Packer’s status as a frequent interviewee came about due to his hobby of attending public appearances of celebrities and other media events and being first in line on such occasions. He has consequently had the opportunity to meet people ranging from Mariah Carey to Garth Brooks to Dennis Rodman to Ringo Starr, and at least three presidents of the United States: Jimmy Carter, Bill Clinton, and George W. Bush.

According to a 2002 article about Packer, “He was first in the line to see ground zero when the viewing platform opened at the World Trade Center site December 30, 2001. He was the first in line in 1997 to sign the condolence book at the British consulate when Princess Diana died. He slept outside in the snow in Washington in January 2001 to be the first in line to greet President George W. Bush after his inauguration.”
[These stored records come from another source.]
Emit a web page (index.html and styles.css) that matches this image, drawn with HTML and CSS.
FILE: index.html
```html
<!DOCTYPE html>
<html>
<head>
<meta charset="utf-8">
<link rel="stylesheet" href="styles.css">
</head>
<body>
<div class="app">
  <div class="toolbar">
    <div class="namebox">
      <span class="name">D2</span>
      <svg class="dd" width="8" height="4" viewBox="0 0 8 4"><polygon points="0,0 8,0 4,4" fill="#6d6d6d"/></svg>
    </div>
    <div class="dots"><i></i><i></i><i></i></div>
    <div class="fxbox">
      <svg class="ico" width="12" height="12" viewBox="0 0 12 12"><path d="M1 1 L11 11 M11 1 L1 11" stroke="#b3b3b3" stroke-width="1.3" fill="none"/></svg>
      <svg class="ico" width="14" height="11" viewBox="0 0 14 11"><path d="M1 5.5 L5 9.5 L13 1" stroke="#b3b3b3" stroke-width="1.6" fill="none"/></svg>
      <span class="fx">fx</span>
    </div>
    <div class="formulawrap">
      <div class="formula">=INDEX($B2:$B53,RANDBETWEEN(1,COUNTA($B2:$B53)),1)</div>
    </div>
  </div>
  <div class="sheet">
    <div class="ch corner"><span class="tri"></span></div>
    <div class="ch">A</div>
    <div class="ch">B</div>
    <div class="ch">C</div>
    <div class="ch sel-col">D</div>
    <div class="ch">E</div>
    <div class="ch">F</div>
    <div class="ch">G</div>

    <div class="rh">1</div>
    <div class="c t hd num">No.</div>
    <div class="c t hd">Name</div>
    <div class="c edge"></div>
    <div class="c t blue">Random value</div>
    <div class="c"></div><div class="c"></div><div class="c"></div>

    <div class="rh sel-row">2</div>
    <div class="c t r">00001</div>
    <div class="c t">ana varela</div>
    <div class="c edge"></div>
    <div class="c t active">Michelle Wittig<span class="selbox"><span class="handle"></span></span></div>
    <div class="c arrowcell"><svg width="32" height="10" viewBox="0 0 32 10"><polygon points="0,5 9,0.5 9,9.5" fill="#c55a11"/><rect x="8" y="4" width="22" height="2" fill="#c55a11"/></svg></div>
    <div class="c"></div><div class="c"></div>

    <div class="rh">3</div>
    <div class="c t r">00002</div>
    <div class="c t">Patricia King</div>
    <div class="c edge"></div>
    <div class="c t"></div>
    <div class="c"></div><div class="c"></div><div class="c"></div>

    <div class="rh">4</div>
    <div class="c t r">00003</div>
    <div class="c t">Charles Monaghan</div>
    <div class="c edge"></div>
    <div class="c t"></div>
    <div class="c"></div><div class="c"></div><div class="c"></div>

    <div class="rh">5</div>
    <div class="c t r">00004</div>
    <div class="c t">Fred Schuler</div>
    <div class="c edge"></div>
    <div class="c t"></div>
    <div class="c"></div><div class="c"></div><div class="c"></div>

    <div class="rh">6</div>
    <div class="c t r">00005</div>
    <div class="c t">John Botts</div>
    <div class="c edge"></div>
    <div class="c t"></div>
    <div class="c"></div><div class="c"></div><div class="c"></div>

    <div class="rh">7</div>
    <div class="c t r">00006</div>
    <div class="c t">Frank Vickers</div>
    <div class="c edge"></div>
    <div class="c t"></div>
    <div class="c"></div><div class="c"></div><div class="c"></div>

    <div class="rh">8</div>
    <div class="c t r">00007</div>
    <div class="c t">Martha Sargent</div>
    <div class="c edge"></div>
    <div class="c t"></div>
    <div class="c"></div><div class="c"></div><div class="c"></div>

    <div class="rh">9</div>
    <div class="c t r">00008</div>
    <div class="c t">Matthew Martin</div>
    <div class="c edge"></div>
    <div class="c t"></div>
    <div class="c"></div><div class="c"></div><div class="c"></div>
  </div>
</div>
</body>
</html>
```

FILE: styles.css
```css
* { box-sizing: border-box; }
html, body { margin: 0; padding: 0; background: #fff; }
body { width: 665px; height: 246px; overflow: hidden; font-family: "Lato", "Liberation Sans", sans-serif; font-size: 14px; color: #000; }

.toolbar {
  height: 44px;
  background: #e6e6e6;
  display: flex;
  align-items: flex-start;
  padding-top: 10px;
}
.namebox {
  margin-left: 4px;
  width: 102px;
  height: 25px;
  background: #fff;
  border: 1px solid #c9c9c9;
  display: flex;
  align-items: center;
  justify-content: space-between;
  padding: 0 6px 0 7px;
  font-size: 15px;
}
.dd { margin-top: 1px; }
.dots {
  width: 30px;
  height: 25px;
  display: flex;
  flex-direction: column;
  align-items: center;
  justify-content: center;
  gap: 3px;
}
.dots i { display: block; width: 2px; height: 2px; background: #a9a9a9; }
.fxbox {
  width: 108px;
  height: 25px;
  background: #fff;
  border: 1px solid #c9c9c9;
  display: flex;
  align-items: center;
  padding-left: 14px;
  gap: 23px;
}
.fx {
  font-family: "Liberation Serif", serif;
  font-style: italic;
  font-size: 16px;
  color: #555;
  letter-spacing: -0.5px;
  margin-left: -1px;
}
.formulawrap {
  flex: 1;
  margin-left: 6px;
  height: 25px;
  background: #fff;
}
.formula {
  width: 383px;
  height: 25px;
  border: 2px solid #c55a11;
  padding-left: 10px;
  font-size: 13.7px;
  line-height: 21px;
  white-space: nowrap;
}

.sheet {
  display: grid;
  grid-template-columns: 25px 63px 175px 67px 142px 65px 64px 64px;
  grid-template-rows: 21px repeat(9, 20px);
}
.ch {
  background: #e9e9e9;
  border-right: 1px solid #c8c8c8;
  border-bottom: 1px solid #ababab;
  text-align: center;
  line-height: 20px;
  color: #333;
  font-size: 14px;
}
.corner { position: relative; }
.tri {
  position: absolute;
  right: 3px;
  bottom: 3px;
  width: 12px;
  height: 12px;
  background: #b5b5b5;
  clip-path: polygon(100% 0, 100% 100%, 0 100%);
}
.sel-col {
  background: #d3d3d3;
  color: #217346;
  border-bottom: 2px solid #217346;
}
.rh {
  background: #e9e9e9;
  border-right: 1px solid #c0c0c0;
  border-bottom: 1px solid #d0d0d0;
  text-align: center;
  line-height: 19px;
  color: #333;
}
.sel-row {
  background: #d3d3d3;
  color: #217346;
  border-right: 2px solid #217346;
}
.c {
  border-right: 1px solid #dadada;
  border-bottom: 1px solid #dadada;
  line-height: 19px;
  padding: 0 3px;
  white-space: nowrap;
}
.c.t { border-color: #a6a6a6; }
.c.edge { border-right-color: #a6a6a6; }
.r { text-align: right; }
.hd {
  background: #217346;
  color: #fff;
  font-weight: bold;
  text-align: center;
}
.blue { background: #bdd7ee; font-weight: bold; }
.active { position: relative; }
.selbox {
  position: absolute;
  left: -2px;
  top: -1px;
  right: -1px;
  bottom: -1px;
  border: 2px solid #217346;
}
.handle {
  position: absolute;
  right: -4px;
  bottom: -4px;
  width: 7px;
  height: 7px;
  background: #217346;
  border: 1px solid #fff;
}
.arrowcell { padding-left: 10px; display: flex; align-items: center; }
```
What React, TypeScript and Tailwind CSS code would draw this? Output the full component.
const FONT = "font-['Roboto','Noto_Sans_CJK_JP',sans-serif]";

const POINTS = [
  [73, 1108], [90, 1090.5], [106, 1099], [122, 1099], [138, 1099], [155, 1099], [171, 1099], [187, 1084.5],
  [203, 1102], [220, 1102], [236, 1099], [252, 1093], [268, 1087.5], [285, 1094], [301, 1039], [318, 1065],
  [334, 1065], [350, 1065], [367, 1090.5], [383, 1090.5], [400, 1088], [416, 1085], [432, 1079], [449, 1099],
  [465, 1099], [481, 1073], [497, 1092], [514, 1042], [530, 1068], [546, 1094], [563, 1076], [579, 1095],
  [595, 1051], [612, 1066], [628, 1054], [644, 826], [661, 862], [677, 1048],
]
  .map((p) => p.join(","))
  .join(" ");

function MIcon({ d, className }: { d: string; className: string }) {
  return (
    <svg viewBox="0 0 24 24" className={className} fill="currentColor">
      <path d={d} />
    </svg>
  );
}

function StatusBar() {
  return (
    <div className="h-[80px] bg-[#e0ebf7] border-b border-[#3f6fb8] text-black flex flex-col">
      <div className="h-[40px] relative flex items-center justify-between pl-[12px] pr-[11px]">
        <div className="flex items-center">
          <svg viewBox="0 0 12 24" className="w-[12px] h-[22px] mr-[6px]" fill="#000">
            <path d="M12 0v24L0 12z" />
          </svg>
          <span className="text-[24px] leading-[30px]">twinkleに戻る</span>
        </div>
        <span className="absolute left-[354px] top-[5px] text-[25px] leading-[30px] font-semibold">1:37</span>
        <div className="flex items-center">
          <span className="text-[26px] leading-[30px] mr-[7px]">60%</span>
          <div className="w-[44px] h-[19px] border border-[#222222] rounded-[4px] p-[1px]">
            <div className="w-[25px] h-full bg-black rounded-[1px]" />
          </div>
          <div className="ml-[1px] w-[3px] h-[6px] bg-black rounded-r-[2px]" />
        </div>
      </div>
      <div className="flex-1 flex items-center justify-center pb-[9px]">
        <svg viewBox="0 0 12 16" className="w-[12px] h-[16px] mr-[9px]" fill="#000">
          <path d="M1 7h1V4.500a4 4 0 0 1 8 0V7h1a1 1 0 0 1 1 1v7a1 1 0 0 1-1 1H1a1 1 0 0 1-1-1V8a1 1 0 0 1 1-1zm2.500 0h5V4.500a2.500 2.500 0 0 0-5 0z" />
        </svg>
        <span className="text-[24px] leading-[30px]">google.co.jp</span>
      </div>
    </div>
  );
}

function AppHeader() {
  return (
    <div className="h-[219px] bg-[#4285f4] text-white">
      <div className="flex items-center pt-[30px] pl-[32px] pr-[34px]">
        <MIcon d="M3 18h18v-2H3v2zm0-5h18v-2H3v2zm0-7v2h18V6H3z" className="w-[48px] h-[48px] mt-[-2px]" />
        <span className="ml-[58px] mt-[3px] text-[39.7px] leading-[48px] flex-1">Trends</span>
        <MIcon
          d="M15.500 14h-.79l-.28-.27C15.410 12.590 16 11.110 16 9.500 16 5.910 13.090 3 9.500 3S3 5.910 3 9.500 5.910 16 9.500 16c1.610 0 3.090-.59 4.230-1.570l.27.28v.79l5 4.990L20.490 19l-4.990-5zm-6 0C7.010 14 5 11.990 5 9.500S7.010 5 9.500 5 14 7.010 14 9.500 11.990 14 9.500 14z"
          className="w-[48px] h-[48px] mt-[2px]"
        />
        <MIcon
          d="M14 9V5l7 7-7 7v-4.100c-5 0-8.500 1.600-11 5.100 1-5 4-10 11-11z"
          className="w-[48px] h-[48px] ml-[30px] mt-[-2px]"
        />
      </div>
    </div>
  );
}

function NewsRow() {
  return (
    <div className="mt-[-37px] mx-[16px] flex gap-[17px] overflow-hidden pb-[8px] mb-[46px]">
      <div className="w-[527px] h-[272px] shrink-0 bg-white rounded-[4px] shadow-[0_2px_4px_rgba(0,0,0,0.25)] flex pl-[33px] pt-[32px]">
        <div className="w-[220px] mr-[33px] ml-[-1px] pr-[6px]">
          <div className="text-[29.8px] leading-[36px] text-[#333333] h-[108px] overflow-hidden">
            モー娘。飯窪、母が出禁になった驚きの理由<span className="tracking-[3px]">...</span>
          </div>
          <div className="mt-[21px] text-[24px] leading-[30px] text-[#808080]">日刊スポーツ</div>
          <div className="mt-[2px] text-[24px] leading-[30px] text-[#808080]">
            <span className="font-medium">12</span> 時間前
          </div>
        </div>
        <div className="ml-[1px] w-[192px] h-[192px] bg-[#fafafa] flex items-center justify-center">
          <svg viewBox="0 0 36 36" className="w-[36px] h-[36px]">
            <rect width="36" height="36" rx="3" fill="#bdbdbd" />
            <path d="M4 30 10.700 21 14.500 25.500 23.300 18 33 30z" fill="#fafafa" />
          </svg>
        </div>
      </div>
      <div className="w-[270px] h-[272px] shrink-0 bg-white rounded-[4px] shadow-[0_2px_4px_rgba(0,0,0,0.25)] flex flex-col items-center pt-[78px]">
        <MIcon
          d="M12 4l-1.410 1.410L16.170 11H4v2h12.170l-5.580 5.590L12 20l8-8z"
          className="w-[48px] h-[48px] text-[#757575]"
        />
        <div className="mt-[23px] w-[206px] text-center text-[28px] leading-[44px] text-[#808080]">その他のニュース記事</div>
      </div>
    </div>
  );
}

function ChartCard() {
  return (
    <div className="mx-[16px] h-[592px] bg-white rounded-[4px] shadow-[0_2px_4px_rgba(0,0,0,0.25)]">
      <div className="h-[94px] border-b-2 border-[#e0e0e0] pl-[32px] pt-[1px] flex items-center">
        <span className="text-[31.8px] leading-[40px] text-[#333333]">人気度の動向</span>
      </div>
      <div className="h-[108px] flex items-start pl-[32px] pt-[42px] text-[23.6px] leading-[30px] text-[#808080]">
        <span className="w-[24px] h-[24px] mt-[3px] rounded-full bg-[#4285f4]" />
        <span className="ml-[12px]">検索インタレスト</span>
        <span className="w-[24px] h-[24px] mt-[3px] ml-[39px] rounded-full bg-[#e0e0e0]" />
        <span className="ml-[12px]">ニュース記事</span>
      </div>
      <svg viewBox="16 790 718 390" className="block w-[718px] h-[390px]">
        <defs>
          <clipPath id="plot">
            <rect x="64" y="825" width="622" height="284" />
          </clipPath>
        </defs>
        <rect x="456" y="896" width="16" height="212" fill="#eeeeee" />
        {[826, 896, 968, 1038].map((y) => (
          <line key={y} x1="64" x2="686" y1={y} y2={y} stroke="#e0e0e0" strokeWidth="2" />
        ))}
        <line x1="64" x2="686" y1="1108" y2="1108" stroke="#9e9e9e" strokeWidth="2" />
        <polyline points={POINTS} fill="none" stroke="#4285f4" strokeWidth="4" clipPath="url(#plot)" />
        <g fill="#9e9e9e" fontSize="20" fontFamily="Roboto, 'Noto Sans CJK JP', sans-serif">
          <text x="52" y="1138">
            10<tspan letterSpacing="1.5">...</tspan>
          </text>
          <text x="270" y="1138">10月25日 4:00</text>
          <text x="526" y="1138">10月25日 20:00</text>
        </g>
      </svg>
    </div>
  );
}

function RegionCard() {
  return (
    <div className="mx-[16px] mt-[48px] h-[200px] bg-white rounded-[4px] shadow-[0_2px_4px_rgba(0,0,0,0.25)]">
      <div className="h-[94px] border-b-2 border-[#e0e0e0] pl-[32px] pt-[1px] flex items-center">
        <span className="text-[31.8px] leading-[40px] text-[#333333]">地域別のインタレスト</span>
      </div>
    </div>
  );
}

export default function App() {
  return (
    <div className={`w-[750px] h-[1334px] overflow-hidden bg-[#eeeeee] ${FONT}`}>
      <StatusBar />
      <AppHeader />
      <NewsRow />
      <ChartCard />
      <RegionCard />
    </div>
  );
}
Now, while the Wikipeida article could always be fabricated I suppose, the article history seems to extend back at least a year or so, so it doesn’t appear to be made up in the last few days. At least on the outside, it does seem that Greg Packer is a professional Line Sitter and Public Media Person.

So yeah… I’m not sure what I find most bizarre in this whole thing. The fact that a huge media ecosystem has sprung up surrounding a new cell phone release. Or that someone is willing to spend 5 days of their life sitting in a line waiting to get one. Or that this person does this sort of thing all the time to get attention. Or the fact that so many people go to so much effort commenting on his blog with such indignation at what he is doing.

Or even that I just spent an hour reading and writing about the whole thing. What on earth did we do to amuse ourselves before the Internet came along?